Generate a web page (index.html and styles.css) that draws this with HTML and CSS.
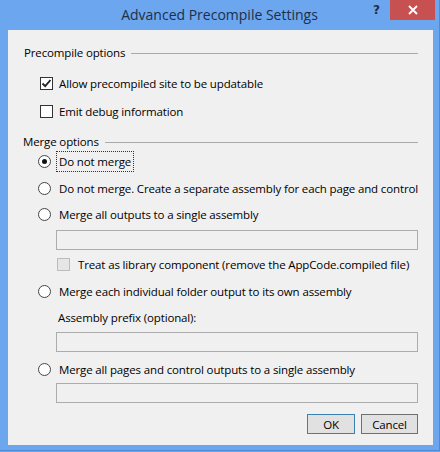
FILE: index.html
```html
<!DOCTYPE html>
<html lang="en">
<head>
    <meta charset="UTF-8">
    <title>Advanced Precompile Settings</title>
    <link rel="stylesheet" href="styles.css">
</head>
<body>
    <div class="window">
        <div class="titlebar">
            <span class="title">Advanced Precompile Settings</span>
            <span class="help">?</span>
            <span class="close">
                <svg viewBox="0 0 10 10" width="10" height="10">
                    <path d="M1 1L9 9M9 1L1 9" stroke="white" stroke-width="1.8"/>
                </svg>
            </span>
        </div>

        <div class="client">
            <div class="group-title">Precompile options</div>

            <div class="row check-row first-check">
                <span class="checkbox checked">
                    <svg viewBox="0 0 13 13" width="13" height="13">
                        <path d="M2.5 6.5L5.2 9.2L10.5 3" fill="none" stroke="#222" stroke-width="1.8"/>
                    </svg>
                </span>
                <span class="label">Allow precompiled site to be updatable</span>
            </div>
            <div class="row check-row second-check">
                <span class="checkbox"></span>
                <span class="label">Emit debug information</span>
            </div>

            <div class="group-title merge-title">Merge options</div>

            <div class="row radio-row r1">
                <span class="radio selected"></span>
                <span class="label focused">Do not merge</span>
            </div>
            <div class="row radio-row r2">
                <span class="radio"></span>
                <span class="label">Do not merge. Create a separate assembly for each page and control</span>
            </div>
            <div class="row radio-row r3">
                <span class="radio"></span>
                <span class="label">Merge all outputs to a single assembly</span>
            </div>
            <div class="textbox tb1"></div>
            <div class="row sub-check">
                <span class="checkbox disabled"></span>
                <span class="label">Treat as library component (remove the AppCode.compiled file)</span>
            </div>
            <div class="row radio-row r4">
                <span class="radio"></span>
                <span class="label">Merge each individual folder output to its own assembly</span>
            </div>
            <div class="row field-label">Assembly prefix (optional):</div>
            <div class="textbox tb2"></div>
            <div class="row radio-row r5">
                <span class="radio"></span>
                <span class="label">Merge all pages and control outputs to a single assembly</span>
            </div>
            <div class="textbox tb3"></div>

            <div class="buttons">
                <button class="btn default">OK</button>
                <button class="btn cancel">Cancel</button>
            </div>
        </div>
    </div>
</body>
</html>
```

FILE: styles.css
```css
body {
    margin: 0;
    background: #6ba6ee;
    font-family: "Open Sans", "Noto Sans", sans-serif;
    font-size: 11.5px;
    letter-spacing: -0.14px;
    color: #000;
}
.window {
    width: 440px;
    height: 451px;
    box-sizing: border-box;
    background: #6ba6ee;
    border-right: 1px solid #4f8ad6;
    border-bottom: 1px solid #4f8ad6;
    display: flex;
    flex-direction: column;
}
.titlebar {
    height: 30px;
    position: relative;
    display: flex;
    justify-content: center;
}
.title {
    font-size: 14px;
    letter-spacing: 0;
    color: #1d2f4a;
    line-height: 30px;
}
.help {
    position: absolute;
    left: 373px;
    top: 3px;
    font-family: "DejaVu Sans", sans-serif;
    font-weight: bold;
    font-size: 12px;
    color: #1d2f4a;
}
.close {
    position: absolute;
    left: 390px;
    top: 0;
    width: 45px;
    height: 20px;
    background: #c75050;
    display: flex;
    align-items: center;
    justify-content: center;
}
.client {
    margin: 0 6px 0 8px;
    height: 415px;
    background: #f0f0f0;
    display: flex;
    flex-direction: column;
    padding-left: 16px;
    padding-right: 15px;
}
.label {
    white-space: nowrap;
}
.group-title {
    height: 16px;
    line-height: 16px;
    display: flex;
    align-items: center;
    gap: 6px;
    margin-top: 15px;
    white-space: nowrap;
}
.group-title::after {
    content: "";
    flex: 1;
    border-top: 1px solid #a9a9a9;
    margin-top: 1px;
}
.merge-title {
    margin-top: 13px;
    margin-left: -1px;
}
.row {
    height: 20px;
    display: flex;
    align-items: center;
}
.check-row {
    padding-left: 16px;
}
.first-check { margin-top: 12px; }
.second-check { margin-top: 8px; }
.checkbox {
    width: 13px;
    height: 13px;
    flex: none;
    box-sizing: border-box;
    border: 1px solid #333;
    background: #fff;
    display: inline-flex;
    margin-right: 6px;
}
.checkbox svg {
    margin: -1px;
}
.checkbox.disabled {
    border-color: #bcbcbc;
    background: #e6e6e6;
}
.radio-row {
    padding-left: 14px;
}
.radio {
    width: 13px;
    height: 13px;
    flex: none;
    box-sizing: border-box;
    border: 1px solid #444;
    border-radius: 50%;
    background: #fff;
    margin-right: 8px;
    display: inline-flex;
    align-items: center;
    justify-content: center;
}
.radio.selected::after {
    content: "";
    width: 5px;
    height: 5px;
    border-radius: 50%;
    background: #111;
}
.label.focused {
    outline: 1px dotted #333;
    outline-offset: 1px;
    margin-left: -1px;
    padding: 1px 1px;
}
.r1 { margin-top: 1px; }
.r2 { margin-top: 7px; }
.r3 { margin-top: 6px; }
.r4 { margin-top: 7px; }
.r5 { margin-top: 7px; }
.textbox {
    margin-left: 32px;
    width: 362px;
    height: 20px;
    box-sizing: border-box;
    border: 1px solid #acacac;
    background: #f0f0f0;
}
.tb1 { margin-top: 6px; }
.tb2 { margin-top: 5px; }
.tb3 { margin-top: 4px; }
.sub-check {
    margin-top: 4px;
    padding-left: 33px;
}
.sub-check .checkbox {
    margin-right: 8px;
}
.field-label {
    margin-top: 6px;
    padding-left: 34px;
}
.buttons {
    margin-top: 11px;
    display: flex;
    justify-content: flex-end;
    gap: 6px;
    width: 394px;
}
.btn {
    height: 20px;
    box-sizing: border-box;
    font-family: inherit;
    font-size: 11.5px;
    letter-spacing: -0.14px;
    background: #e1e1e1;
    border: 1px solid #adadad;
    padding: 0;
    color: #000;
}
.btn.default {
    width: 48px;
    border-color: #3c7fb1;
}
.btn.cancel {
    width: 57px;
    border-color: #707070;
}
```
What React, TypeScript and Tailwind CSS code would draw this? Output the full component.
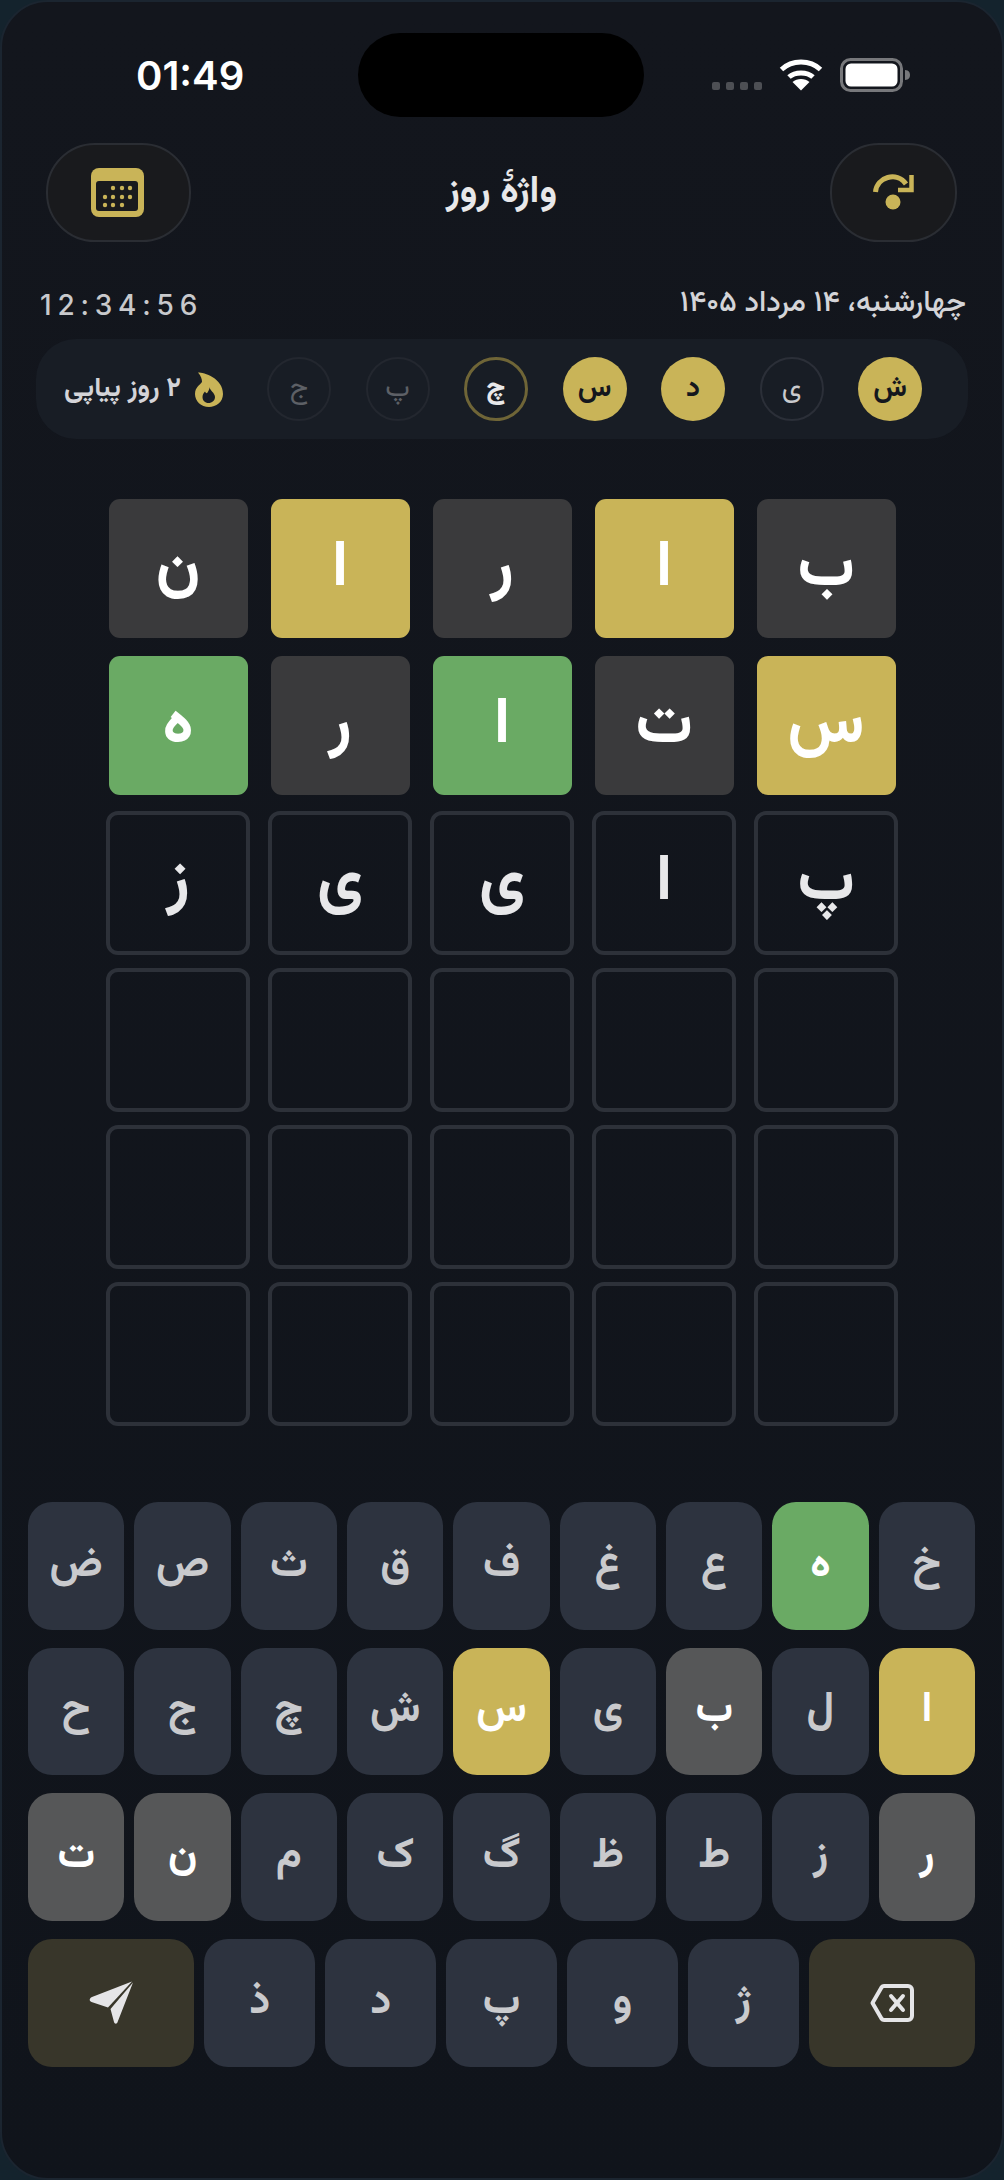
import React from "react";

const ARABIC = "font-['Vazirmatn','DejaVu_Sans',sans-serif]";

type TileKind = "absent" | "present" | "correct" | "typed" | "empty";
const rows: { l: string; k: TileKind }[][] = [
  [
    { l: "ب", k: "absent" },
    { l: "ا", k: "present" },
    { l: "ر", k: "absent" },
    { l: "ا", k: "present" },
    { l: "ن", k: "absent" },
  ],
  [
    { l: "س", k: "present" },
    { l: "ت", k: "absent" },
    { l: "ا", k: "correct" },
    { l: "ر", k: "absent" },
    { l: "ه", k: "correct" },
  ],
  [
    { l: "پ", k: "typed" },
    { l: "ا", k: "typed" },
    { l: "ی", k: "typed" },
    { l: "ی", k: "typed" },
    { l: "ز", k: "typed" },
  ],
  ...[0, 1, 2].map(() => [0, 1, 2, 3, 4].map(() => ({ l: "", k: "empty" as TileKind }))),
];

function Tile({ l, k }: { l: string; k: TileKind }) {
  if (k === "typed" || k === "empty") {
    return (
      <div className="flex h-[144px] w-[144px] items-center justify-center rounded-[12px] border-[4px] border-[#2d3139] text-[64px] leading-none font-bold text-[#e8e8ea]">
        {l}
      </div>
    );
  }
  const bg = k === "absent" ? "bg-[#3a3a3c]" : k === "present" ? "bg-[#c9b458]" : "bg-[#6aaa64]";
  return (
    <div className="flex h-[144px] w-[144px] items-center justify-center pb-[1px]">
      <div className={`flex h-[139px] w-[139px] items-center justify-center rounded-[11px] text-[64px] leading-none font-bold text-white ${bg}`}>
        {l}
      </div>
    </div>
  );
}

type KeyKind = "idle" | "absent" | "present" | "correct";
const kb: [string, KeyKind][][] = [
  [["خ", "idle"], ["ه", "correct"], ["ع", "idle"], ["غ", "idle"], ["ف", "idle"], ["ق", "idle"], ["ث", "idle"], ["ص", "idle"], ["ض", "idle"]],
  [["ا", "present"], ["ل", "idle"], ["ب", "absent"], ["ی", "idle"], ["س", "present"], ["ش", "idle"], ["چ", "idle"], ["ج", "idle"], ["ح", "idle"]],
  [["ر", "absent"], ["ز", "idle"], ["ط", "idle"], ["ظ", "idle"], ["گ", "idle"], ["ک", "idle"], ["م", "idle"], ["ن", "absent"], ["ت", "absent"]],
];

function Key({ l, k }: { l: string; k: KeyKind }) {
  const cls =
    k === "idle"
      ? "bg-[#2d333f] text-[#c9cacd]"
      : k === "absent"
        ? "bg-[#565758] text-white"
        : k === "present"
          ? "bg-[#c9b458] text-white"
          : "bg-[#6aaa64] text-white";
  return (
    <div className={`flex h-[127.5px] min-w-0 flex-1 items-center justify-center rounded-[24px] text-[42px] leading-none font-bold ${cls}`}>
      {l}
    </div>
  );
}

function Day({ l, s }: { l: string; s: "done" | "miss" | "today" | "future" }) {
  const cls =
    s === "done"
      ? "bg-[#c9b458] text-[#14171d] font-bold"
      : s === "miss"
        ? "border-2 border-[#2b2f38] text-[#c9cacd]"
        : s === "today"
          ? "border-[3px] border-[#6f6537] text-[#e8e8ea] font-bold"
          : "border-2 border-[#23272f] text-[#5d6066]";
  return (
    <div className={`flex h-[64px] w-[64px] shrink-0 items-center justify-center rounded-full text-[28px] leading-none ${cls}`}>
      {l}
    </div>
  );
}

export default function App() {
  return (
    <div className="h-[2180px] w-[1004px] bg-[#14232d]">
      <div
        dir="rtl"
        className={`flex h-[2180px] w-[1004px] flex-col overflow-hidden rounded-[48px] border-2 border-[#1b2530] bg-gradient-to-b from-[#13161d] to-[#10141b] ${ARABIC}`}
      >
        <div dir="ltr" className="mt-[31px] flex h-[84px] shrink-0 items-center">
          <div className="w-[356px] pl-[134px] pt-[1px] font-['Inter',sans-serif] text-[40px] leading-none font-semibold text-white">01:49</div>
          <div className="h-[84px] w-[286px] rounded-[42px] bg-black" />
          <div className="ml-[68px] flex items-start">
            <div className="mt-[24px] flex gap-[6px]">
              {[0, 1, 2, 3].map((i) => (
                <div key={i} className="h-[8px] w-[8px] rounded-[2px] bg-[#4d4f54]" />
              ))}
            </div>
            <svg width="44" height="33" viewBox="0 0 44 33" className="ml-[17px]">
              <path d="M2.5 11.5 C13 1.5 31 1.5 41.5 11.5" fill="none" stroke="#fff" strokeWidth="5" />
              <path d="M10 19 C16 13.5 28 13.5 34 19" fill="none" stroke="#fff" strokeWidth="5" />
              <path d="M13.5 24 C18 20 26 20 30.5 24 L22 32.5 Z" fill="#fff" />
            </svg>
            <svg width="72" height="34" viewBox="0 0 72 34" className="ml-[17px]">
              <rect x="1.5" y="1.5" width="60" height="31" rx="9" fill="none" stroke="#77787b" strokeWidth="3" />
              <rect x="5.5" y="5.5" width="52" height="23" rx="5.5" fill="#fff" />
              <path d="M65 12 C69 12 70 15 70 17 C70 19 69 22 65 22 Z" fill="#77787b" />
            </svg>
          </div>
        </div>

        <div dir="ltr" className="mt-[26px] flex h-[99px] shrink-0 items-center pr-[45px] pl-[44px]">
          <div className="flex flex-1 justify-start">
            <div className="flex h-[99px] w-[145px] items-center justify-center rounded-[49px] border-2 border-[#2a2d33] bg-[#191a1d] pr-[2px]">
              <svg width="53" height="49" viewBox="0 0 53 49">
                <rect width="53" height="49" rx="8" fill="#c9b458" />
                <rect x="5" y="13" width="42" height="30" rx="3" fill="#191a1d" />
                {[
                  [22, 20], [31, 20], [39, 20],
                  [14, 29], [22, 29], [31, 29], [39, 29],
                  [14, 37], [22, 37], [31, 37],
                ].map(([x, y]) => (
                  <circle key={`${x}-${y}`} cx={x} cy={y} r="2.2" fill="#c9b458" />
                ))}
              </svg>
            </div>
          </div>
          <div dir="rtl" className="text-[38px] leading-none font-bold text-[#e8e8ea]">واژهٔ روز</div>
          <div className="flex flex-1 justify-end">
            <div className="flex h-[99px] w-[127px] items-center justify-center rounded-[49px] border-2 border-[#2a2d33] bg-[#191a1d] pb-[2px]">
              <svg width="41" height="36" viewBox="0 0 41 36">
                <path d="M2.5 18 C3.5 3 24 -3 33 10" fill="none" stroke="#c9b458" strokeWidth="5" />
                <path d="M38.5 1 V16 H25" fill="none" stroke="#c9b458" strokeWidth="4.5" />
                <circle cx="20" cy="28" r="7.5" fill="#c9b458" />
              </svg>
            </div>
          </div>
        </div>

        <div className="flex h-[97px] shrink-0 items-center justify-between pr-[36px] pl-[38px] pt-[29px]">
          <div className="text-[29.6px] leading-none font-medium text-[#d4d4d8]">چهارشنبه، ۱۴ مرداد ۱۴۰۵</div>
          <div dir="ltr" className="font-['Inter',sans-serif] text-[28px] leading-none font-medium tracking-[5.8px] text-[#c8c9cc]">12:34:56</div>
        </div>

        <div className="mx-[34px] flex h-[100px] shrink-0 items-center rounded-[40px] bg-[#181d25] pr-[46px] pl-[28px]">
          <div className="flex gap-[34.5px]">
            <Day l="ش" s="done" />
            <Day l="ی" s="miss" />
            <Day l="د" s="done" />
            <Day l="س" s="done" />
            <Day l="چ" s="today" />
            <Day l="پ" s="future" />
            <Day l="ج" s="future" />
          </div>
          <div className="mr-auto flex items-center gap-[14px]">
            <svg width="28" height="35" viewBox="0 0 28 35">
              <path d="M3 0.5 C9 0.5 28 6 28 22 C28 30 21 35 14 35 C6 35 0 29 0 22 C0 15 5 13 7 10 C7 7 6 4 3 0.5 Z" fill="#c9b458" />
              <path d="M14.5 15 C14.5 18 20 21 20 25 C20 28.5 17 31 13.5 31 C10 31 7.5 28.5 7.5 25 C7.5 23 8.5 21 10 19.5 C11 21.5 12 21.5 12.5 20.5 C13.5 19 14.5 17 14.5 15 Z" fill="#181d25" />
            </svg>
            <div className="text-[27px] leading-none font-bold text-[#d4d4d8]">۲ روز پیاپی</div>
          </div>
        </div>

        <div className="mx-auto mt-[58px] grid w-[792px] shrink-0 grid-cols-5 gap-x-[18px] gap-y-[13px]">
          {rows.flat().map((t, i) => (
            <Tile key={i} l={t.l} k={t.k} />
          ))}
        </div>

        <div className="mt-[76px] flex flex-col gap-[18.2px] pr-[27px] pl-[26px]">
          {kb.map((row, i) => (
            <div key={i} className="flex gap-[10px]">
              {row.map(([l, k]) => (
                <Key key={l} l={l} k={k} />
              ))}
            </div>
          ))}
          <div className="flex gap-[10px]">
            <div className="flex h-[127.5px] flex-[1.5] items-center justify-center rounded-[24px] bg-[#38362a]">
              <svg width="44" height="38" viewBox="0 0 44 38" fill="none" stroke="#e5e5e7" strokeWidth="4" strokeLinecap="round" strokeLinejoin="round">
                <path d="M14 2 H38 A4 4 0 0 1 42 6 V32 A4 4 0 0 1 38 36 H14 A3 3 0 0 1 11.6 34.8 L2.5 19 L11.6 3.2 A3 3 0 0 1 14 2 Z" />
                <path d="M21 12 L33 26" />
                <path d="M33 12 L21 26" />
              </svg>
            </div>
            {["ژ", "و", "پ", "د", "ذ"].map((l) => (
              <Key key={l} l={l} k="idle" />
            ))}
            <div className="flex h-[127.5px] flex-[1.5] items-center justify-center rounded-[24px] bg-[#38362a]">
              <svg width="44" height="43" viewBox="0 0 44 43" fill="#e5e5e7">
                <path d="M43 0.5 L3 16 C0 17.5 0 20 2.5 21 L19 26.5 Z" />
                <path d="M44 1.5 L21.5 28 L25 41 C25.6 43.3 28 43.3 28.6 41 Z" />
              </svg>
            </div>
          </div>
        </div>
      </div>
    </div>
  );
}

###

=== The exercise ===
Check each line of the records for the word "component" and extract those that contain it.

=== Output for this task ===
                <span class="label">Treat as library component (remove the AppCode.compiled file)</span>
What React, TypeScript and Tailwind CSS code would draw this? Output the full component.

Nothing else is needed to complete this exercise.